Although this whole drive can be done in around three hours, I’d arranged to break the journey and spend the night at Delphi Lodge, a nineteenth-century hunting lodge and the scene of one of the most heartrending tragedies of the Irish Famine. In 1847, hundreds of starving paupers died on the road here in search of food and poor relief, having walked sixteen miles in foul weather from the nearest town.

Today, Delphi Lodge is such a peaceful, beautiful place, it’s hard to imagine such a tragedy happening here. On the edge of a lake overlooked by a trio of looming mountains and popular with salmon fishers, the lodge feels deliciously cut off from the world: there’s no phone signal and there’s not a television in the place. Everyone eats together at a large dining table and whoever makes the largest catch of the day earns the right to sit at its head. That person was not me: I can barely hook a goldfish at a fairground, let alone wrestle a salmon ashore with rod and reel.

Invigourated by the peace and solitude of Delphi, I set out north again the next day along the R335 to Louisburgh, an hour’s drive during which I don’t see another soul. It’s just me, the hills and the lakes. Turning east, I skirt the southern shore of Clew Bay and pass Croagh Patrick, the pilgrimage mountain up whose rocky slopes thousands of devotees scramble each year. Some are barefoot in their devotion to Ireland’s patron saint.

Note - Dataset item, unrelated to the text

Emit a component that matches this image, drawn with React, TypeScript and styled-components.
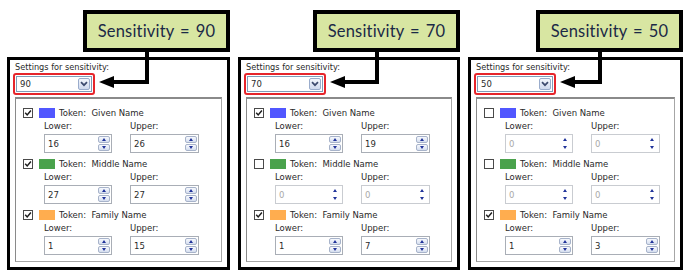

I pull into Westport, regular victor in Ireland’s surprisingly popular annual Tidy Towns competition and voted Ireland’s Best Place to Live in a recent national poll. My journey complete, that evening I head for Matt Molloy’s pub feeling calm and refreshed. Molloy is the flautist in one of Ireland’s most enduring musical exports, The Chieftans, meaning the nightly traditional music sessions are of the highest quality.

A session is in full flow when I arrive and after a while, I ask one of the fiddle players if he knows Lynch’s Window. I don’t know if there’s even a tune called Lynch’s Window — I learn later there isn’t — but he nods and launches into a reel that the other players all join. As the music picks up pace I raise a glass to poor old Walter. I think he’d have liked it here.